S'agissant du commerce extérieur, il a annoncé que le Premier ministre venait de demander la mise en oeuvre d'un nouveau train de mesures destinées à faciliter les formalités des petites et moyennes entreprises, souligné la nécessité, pour les grands groupes, d'associer ces dernières à leur pénétration des marchés étrangers, et insisté sur l'importance qu'il y avait à susciter la venue d'étudiants étrangers dans les grandes écoles et les universités françaises.

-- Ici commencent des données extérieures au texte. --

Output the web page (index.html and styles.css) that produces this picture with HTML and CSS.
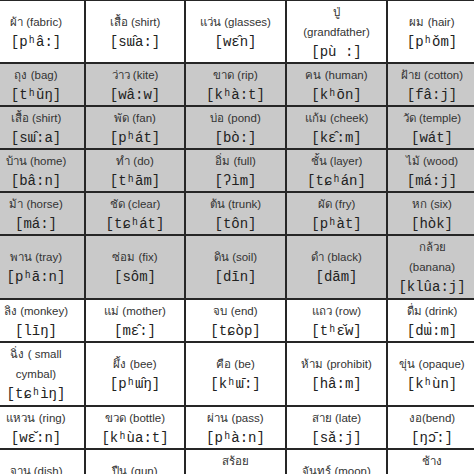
FILE: index.html
```html
<!DOCTYPE html>
<html>
<head>
<meta charset="utf-8">
<link rel="stylesheet" href="styles.css">
</head>
<body>
<table class="grid">
  <colgroup>
    <col class="c1"><col class="c2"><col class="c3"><col class="c4"><col class="c5">
  </colgroup>
  <tr class="r-first white">
    <td><div class="g">ผ้า (fabric)</div><div class="p">[pʰâ:]</div></td>
    <td><div class="g">เสื้อ (shirt)</div><div class="p">[sɯ̂a:]</div></td>
    <td><div class="g">แว่น (glasses)</div><div class="p">[wɛ̂n]</div></td>
    <td><div class="g">ปู่</div><div class="g">(grandfather)</div><div class="p">[pù :]</div></td>
    <td><div class="g">ผม (hair)</div><div class="p">[pʰǒm]</div></td>
  </tr>
  <tr class="r-norm gray">
    <td><div class="g">ถุง (bag)</div><div class="p">[tʰǔŋ]</div></td>
    <td><div class="g">ว่าว (kite)</div><div class="p">[wâ:w]</div></td>
    <td><div class="g">ขาด (rip)</div><div class="p">[kʰà:t]</div></td>
    <td><div class="g">คน (human)</div><div class="p">[kʰōn]</div></td>
    <td><div class="g">ฝ้าย (cotton)</div><div class="p">[fâ:j]</div></td>
  </tr>
  <tr class="r-norm gray">
    <td><div class="g">เสื้อ (shirt)</div><div class="p">[sɯ̂:a]</div></td>
    <td><div class="g">พัด (fan)</div><div class="p">[pʰát]</div></td>
    <td><div class="g">บ่อ (pond)</div><div class="p">[bò:]</div></td>
    <td><div class="g">แก้ม (cheek)</div><div class="p">[kɛ̂:m]</div></td>
    <td><div class="g">วัด (temple)</div><div class="p">[wát]</div></td>
  </tr>
  <tr class="r-norm gray">
    <td><div class="g">บ้าน (home)</div><div class="p">[bâ:n]</div></td>
    <td><div class="g">ทำ (do)</div><div class="p">[tʰām]</div></td>
    <td><div class="g">อิ่ม (full)</div><div class="p">[ʔìm]</div></td>
    <td><div class="g">ชั้น (layer)</div><div class="p">[tɕʰán]</div></td>
    <td><div class="g">ไม้ (wood)</div><div class="p">[má:j]</div></td>
  </tr>
  <tr class="r-norm gray">
    <td><div class="g">ม้า (horse)</div><div class="p">[má:]</div></td>
    <td><div class="g">ชัด (clear)</div><div class="p">[tɕʰát]</div></td>
    <td><div class="g">ต้น (trunk)</div><div class="p">[tôn]</div></td>
    <td><div class="g">ผัด (fry)</div><div class="p">[pʰàt]</div></td>
    <td><div class="g">หก (six)</div><div class="p">[hòk]</div></td>
  </tr>
  <tr class="r-tall gray">
    <td><div class="g">พาน (tray)</div><div class="p">[pʰā:n]</div></td>
    <td><div class="g">ซ่อม (fix)</div><div class="p">[sôm]</div></td>
    <td><div class="g">ดิน (soil)</div><div class="p">[dīn]</div></td>
    <td><div class="g">ดำ (black)</div><div class="p">[dām]</div></td>
    <td><div class="g">กล้วย</div><div class="g">(banana)</div><div class="p">[klûa:j]</div></td>
  </tr>
  <tr class="r-norm white">
    <td><div class="g">ลิง (monkey)</div><div class="p">[līŋ]</div></td>
    <td><div class="g">แม่ (mother)</div><div class="p">[mɛ̂:]</div></td>
    <td><div class="g">จบ (end)</div><div class="p">[tɕòp]</div></td>
    <td><div class="g">แถว (row)</div><div class="p">[tʰɛ̌w]</div></td>
    <td><div class="g">ดื่ม (drink)</div><div class="p">[dɯ̀:m]</div></td>
  </tr>
  <tr class="r-tall white">
    <td><div class="g">ฉิ่ง ( small</div><div class="g">cymbal)</div><div class="p">[tɕʰìŋ]</div></td>
    <td><div class="g">ผึ้ง (bee)</div><div class="p">[pʰɯ̂ŋ]</div></td>
    <td><div class="g">คือ (be)</div><div class="p">[kʰɯ̄:]</div></td>
    <td><div class="g">ห้าม (prohibit)</div><div class="p">[hâ:m]</div></td>
    <td><div class="g">ขุ่น (opaque)</div><div class="p">[kʰùn]</div></td>
  </tr>
  <tr class="r-norm white">
    <td><div class="g">แหวน (ring)</div><div class="p">[wɛ̌:n]</div></td>
    <td><div class="g">ขวด (bottle)</div><div class="p">[kʰùa:t]</div></td>
    <td><div class="g">ผ่าน (pass)</div><div class="p">[pʰà:n]</div></td>
    <td><div class="g">สาย (late)</div><div class="p">[sǎ:j]</div></td>
    <td><div class="g">งอ(bend)</div><div class="p">[ŋɔ̄:]</div></td>
  </tr>
  <tr class="r-tall white">
    <td><div class="g">จาน (dish)</div><div class="p">[tɕā:n]</div></td>
    <td><div class="g">ปืน (gun)</div><div class="p">[pɯ̄:n]</div></td>
    <td><div class="g">สร้อย</div><div class="g">(necklace)</div><div class="p">[sɔ̂j]</div></td>
    <td><div class="g">จันทร์ (moon)</div><div class="p">[tɕān]</div></td>
    <td><div class="g">ช้าง</div><div class="g">(elephant)</div><div class="p">[tɕʰá:ŋ]</div></td>
  </tr>
</table>
</body>
</html>
```
FILE: styles.css
```css
html, body {
  margin: 0;
  padding: 0;
  background: #ffffff;
  overflow: hidden;
}
body {
  width: 474px;
  height: 474px;
}
.grid {
  border-collapse: collapse;
  margin-left: -14px;
  margin-top: -1px;
  table-layout: fixed;
  width: 490px;
}
.c1 { width: 98px; }
.c2 { width: 100px; }
.c3 { width: 101px; }
.c4 { width: 101px; }
.c5 { width: 90px; }
.grid td {
  border: 2px solid #262626;
  padding: 0;
  text-align: center;
  vertical-align: middle;
  white-space: nowrap;
}
.white td { background: #ffffff; }
.gray td { background: #c9c9c9; }
.r-first { height: 63px; }
.r-norm { height: 43px; }
.r-tall { height: 64px; }
.g {
  font-family: "Liberation Sans", "Noto Sans", sans-serif;
  font-size: 11.5px;
  line-height: 20px;
  color: #333333;
}
.p {
  font-family: "Liberation Mono", "DejaVu Sans Mono", monospace;
  font-size: 14px;
  line-height: 20px;
  color: #222222;
}
```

Il a par ailleurs rappelé que les pôles de compétitivité avaient pour finalité de construire une image, pleinement reconnue au plan international, favorable aux entreprises qui y participeraient.

Puis après avoir assuré à Mme Yolande Boyer que ses services suivent de près l'entreprise Père-Dodu appartenant au groupe Doux, dans la présente période critique, il a réaffirmé que le Gouvernement, conformément au principe de précaution, mettait en oeuvre tous les moyens nécessaires pour faire face à la crise ouverte par la grippe aviaire.

Revenant alors sur la situation budgétaire de la France, M. Thierry Breton, ministre de l'économie, des finances et de l'industrie, a estimé qu'un langage de vérité pouvait être tenu aux Français sans toutefois céder à l'affolement, l'une des clefs de la croissance économique résidant dans la confiance des acteurs. Estimant à cet égard que le plan quinquennal de réduction de la dette s'inscrivait dans cette perspective, puisqu'il fixait un objectif ambitieux tout en évitant de limiter les capacités d'investissement nationales, notamment dans le secteur essentiel de la recherche, il s'est fait le défenseur du pragmatisme et de l'adaptation permanente en récusant l'idéologie de l'appel à la réforme. Ainsi, il a indiqué que la réduction du nombre des fonctionnaires n'était possible qu'en l'accompagnant d'un renforcement de leur formation, d'un recours plus constant aux nouvelles technologies, voire d'une amélioration de leurs rémunérations. De même, il a estimé que les mesures de réduction de l'impôt sur le revenu, de réforme de la taxe professionnelle et du respect de la norme « zéro valeur », malgré les lois de programmation votées par le Parlement, répondaient aux objectifs de rationalisation de la dépense publique, de diminution des prélèvements obligatoires et de réduction du montant de la dette publique.

Enfin, il a conclu en rappelant que, sous sa présidence, France Télécom s'était adaptée aux contraintes d'un marché fortement concurrentiel tout en respectant scrupuleusement l'intérêt collectif, comme le démontrait son implication personnelle dans le développement du haut débit sur le territoire, dont le succès avait conduit la France, avec 9,5 millions d'abonnés à l'Internet haut débit, à la première place mondiale dans ce domaine.